[Records with interface code]
──────────

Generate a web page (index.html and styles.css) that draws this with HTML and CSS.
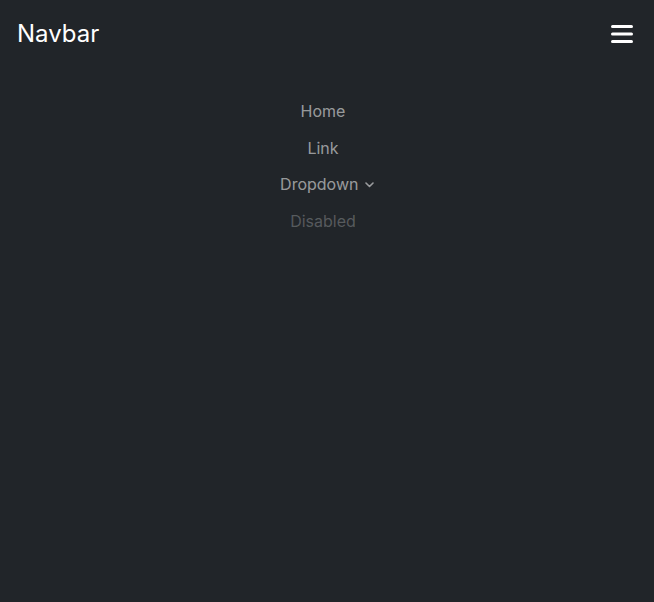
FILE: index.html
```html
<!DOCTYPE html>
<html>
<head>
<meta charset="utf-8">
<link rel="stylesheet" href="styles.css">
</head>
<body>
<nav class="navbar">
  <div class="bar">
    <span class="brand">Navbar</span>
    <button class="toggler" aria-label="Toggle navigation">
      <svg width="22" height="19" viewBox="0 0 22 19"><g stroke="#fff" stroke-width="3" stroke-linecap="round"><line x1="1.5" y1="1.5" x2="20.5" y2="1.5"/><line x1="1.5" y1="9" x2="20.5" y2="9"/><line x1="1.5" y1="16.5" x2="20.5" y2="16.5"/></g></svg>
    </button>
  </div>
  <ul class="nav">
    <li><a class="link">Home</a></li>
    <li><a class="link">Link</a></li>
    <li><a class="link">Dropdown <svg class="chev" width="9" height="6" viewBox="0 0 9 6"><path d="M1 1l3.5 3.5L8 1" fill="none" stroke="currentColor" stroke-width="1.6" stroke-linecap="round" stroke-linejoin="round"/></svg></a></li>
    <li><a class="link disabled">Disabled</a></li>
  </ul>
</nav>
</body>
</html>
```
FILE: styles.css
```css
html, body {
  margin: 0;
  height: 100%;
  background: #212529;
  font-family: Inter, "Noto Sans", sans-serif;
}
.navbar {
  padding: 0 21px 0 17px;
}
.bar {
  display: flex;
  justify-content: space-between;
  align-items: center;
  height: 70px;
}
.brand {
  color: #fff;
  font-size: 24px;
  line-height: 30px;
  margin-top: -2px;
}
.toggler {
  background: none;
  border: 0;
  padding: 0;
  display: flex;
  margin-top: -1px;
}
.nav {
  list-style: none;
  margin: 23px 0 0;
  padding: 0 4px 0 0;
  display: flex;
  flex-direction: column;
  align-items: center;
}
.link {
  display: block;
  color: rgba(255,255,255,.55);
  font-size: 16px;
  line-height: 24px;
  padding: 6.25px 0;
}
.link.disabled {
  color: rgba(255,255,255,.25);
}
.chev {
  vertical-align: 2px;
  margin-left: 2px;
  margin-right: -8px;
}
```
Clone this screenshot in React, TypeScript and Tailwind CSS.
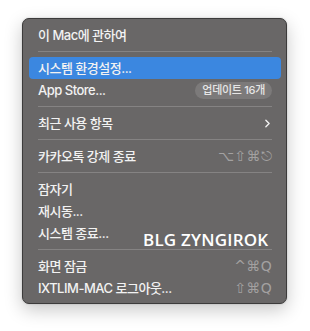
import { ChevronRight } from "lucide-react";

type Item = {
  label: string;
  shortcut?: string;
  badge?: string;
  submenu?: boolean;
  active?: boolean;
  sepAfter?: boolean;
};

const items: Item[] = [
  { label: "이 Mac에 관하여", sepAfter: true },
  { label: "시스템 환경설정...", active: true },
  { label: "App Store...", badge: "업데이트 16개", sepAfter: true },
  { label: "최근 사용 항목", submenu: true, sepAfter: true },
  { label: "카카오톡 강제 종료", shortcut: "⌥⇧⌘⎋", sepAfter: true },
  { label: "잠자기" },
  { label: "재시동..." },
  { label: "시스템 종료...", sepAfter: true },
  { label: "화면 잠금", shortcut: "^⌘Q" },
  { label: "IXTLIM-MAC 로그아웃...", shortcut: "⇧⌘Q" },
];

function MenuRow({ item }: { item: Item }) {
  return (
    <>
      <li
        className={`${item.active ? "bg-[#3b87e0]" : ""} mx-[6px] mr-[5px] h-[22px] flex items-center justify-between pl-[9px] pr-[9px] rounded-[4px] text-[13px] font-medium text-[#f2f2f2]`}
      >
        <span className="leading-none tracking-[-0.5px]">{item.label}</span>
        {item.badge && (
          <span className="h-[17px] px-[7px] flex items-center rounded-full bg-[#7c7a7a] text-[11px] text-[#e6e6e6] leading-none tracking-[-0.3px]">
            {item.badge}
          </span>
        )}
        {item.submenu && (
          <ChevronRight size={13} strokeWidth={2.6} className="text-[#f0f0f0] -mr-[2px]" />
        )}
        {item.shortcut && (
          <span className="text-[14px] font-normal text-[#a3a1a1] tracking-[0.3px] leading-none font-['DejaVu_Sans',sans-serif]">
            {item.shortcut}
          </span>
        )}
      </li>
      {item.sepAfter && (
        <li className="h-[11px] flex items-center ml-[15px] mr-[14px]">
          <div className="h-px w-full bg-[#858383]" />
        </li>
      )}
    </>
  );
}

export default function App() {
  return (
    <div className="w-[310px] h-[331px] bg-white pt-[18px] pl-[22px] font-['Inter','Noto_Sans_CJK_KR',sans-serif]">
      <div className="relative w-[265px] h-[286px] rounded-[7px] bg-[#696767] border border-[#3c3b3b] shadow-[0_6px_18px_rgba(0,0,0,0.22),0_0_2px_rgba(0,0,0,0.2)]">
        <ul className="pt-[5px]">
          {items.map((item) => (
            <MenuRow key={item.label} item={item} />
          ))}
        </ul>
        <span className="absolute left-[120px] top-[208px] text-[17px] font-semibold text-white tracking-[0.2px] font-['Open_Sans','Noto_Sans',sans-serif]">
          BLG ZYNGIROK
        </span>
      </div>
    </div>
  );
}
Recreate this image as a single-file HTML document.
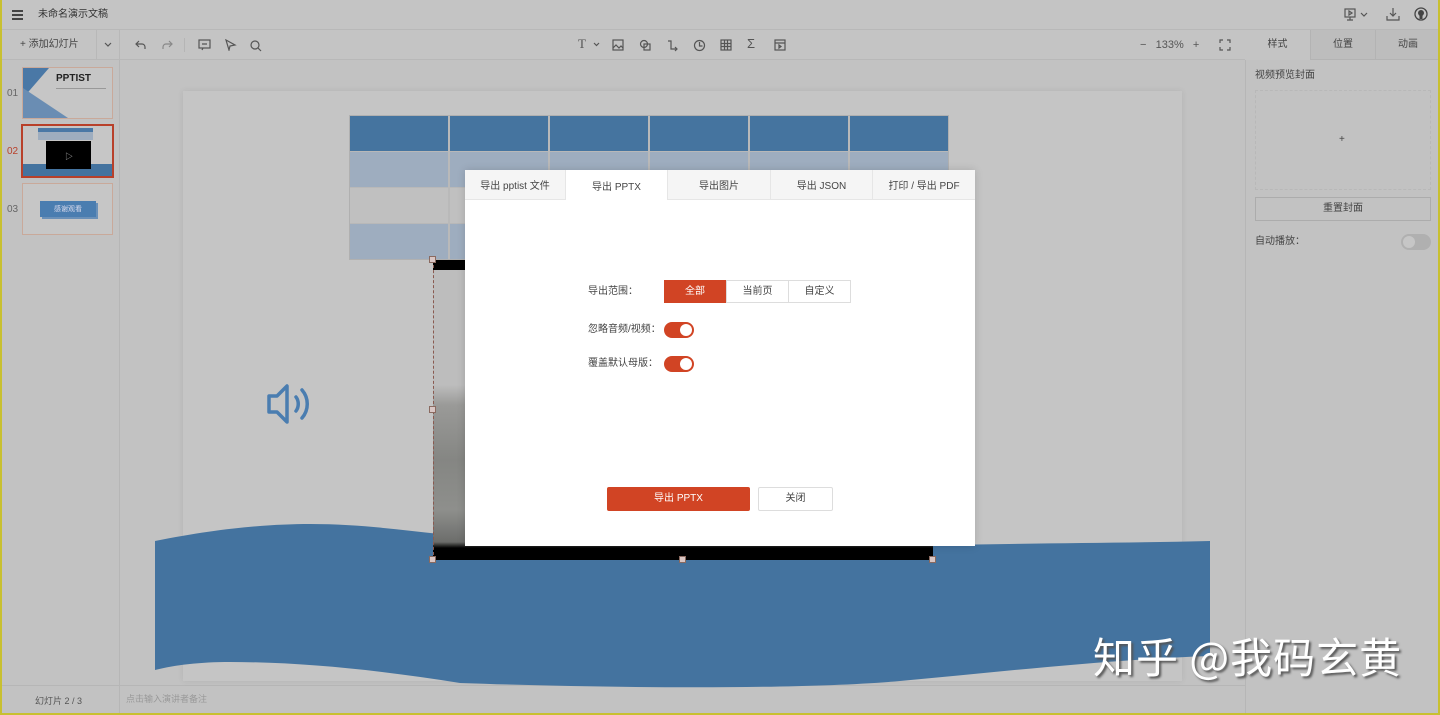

──────────

> **Stated task**
Set down every entry word for word, but omit the pictures.

> **Written response**
Generate a web page (index.html and styles.css) that draws this with HTML and CSS.
FILE: index.html
```html
<!DOCTYPE html>
<html>
<head>
<meta charset="utf-8">
<link rel="stylesheet" href="styles.css">
</head>
<body>
<nav class="navbar">
  <div class="bar">
    <span class="brand">Navbar</span>
    <button class="toggler" aria-label="Toggle navigation">
      <svg width="22" height="19" viewBox="0 0 22 19"><g stroke="#fff" stroke-width="3" stroke-linecap="round"><line x1="1.5" y1="1.5" x2="20.5" y2="1.5"/><line x1="1.5" y1="9" x2="20.5" y2="9"/><line x1="1.5" y1="16.5" x2="20.5" y2="16.5"/></g></svg>
    </button>
  </div>
  <ul class="nav">
    <li><a class="link">Home</a></li>
    <li><a class="link">Link</a></li>
    <li><a class="link">Dropdown <svg class="chev" width="9" height="6" viewBox="0 0 9 6"><path d="M1 1l3.5 3.5L8 1" fill="none" stroke="currentColor" stroke-width="1.6" stroke-linecap="round" stroke-linejoin="round"/></svg></a></li>
    <li><a class="link disabled">Disabled</a></li>
  </ul>
</nav>
</body>
</html>
```
FILE: styles.css
```css
html, body {
  margin: 0;
  height: 100%;
  background: #212529;
  font-family: Inter, "Noto Sans", sans-serif;
}
.navbar {
  padding: 0 21px 0 17px;
}
.bar {
  display: flex;
  justify-content: space-between;
  align-items: center;
  height: 70px;
}
.brand {
  color: #fff;
  font-size: 24px;
  line-height: 30px;
  margin-top: -2px;
}
.toggler {
  background: none;
  border: 0;
  padding: 0;
  display: flex;
  margin-top: -1px;
}
.nav {
  list-style: none;
  margin: 23px 0 0;
  padding: 0 4px 0 0;
  display: flex;
  flex-direction: column;
  align-items: center;
}
.link {
  display: block;
  color: rgba(255,255,255,.55);
  font-size: 16px;
  line-height: 24px;
  padding: 6.25px 0;
}
.link.disabled {
  color: rgba(255,255,255,.25);
}
.chev {
  vertical-align: 2px;
  margin-left: 2px;
  margin-right: -8px;
}
```
Clone this screenshot in React, TypeScript and Tailwind CSS.
import { ChevronRight } from "lucide-react";

type Item = {
  label: string;
  shortcut?: string;
  badge?: string;
  submenu?: boolean;
  active?: boolean;
  sepAfter?: boolean;
};

const items: Item[] = [
  { label: "이 Mac에 관하여", sepAfter: true },
  { label: "시스템 환경설정...", active: true },
  { label: "App Store...", badge: "업데이트 16개", sepAfter: true },
  { label: "최근 사용 항목", submenu: true, sepAfter: true },
  { label: "카카오톡 강제 종료", shortcut: "⌥⇧⌘⎋", sepAfter: true },
  { label: "잠자기" },
  { label: "재시동..." },
  { label: "시스템 종료...", sepAfter: true },
  { label: "화면 잠금", shortcut: "^⌘Q" },
  { label: "IXTLIM-MAC 로그아웃...", shortcut: "⇧⌘Q" },
];

function MenuRow({ item }: { item: Item }) {
  return (
    <>
      <li
        className={`${item.active ? "bg-[#3b87e0]" : ""} mx-[6px] mr-[5px] h-[22px] flex items-center justify-between pl-[9px] pr-[9px] rounded-[4px] text-[13px] font-medium text-[#f2f2f2]`}
      >
        <span className="leading-none tracking-[-0.5px]">{item.label}</span>
        {item.badge && (
          <span className="h-[17px] px-[7px] flex items-center rounded-full bg-[#7c7a7a] text-[11px] text-[#e6e6e6] leading-none tracking-[-0.3px]">
            {item.badge}
          </span>
        )}
        {item.submenu && (
          <ChevronRight size={13} strokeWidth={2.6} className="text-[#f0f0f0] -mr-[2px]" />
        )}
        {item.shortcut && (
          <span className="text-[14px] font-normal text-[#a3a1a1] tracking-[0.3px] leading-none font-['DejaVu_Sans',sans-serif]">
            {item.shortcut}
          </span>
        )}
      </li>
      {item.sepAfter && (
        <li className="h-[11px] flex items-center ml-[15px] mr-[14px]">
          <div className="h-px w-full bg-[#858383]" />
        </li>
      )}
    </>
  );
}

export default function App() {
  return (
    <div className="w-[310px] h-[331px] bg-white pt-[18px] pl-[22px] font-['Inter','Noto_Sans_CJK_KR',sans-serif]">
      <div className="relative w-[265px] h-[286px] rounded-[7px] bg-[#696767] border border-[#3c3b3b] shadow-[0_6px_18px_rgba(0,0,0,0.22),0_0_2px_rgba(0,0,0,0.2)]">
        <ul className="pt-[5px]">
          {items.map((item) => (
            <MenuRow key={item.label} item={item} />
          ))}
        </ul>
        <span className="absolute left-[120px] top-[208px] text-[17px] font-semibold text-white tracking-[0.2px] font-['Open_Sans','Noto_Sans',sans-serif]">
          BLG ZYNGIROK
        </span>
      </div>
    </div>
  );
}
Recreate this image as a single-file HTML document.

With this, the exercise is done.